• [WORK REQUIRED]:
All of the entries must be reproduced exactly, with no images carried over.

• [SUPPLIED MATERIAL]:
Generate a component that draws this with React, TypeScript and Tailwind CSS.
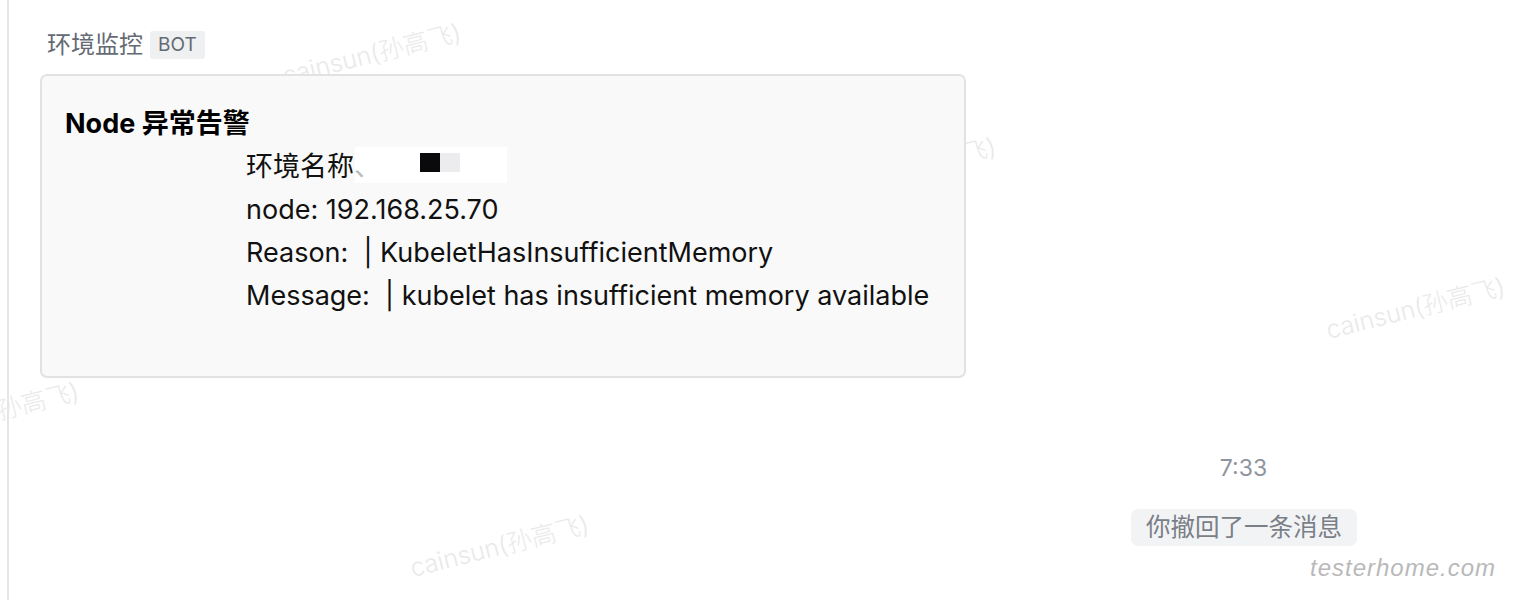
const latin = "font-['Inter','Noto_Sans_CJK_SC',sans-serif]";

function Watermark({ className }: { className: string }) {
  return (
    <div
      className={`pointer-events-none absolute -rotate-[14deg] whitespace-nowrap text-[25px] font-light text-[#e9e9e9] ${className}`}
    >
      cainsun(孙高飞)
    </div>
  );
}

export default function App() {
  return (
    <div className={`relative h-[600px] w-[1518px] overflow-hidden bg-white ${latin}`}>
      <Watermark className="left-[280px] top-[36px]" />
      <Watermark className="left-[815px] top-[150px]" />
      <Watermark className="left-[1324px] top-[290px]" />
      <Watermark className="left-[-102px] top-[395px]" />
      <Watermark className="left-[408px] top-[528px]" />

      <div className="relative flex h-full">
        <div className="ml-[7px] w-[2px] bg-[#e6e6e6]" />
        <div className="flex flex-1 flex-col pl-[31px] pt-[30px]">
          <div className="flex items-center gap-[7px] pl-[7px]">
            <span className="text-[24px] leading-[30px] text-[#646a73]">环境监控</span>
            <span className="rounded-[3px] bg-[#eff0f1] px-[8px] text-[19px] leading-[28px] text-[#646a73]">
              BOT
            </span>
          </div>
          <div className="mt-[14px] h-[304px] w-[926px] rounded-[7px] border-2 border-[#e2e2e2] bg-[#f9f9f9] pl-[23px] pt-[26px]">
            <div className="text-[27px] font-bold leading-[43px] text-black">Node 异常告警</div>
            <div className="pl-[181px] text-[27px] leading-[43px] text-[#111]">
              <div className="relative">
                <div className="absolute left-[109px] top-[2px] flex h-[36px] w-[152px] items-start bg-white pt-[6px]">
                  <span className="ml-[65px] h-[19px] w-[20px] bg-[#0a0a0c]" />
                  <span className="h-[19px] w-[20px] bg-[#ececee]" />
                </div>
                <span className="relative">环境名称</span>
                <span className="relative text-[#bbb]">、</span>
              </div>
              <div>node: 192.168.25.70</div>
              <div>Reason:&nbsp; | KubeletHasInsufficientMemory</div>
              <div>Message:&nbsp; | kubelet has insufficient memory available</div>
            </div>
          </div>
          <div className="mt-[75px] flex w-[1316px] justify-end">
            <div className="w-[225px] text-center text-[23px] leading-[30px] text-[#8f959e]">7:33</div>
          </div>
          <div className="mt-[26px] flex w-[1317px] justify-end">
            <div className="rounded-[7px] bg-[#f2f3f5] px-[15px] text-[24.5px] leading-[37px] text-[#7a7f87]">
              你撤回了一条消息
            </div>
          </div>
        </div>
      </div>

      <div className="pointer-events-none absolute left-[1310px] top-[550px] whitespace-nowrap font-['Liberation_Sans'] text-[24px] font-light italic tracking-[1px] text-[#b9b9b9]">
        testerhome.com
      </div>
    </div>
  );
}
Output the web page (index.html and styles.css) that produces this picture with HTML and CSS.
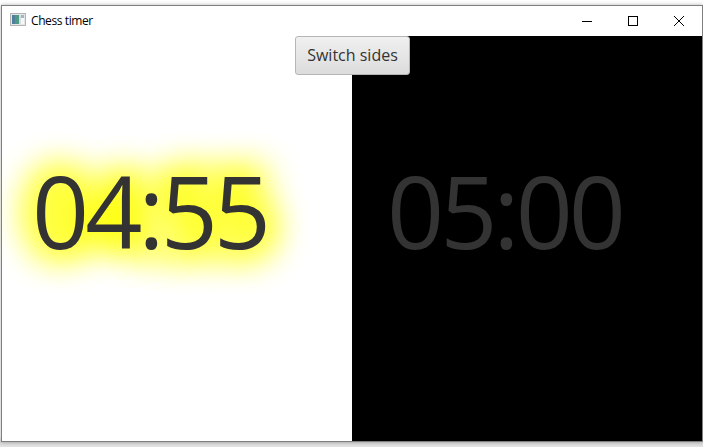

• [OUTPUT FOR THIS TASK]:
Generate a component that draws this with React, TypeScript and Tailwind CSS.
const latin = "font-['Inter','Noto_Sans_CJK_SC',sans-serif]";

function Watermark({ className }: { className: string }) {
  return (
    <div
      className={`pointer-events-none absolute -rotate-[14deg] whitespace-nowrap text-[25px] font-light text-[#e9e9e9] ${className}`}
    >
      cainsun(孙高飞)
    </div>
  );
}

export default function App() {
  return (
    <div className={`relative h-[600px] w-[1518px] overflow-hidden bg-white ${latin}`}>
      <Watermark className="left-[280px] top-[36px]" />
      <Watermark className="left-[815px] top-[150px]" />
      <Watermark className="left-[1324px] top-[290px]" />
      <Watermark className="left-[-102px] top-[395px]" />
      <Watermark className="left-[408px] top-[528px]" />

      <div className="relative flex h-full">
        <div className="ml-[7px] w-[2px] bg-[#e6e6e6]" />
        <div className="flex flex-1 flex-col pl-[31px] pt-[30px]">
          <div className="flex items-center gap-[7px] pl-[7px]">
            <span className="text-[24px] leading-[30px] text-[#646a73]">环境监控</span>
            <span className="rounded-[3px] bg-[#eff0f1] px-[8px] text-[19px] leading-[28px] text-[#646a73]">
              BOT
            </span>
          </div>
          <div className="mt-[14px] h-[304px] w-[926px] rounded-[7px] border-2 border-[#e2e2e2] bg-[#f9f9f9] pl-[23px] pt-[26px]">
            <div className="text-[27px] font-bold leading-[43px] text-black">Node 异常告警</div>
            <div className="pl-[181px] text-[27px] leading-[43px] text-[#111]">
              <div className="relative">
                <div className="absolute left-[109px] top-[2px] flex h-[36px] w-[152px] items-start bg-white pt-[6px]">
                  <span className="ml-[65px] h-[19px] w-[20px] bg-[#0a0a0c]" />
                  <span className="h-[19px] w-[20px] bg-[#ececee]" />
                </div>
                <span className="relative">环境名称</span>
                <span className="relative text-[#bbb]">、</span>
              </div>
              <div>node: 192.168.25.70</div>
              <div>Reason:&nbsp; | KubeletHasInsufficientMemory</div>
              <div>Message:&nbsp; | kubelet has insufficient memory available</div>
            </div>
          </div>
          <div className="mt-[75px] flex w-[1316px] justify-end">
            <div className="w-[225px] text-center text-[23px] leading-[30px] text-[#8f959e]">7:33</div>
          </div>
          <div className="mt-[26px] flex w-[1317px] justify-end">
            <div className="rounded-[7px] bg-[#f2f3f5] px-[15px] text-[24.5px] leading-[37px] text-[#7a7f87]">
              你撤回了一条消息
            </div>
          </div>
        </div>
      </div>

      <div className="pointer-events-none absolute left-[1310px] top-[550px] whitespace-nowrap font-['Liberation_Sans'] text-[24px] font-light italic tracking-[1px] text-[#b9b9b9]">
        testerhome.com
      </div>
    </div>
  );
}
Output the web page (index.html and styles.css) that produces this picture with HTML and CSS.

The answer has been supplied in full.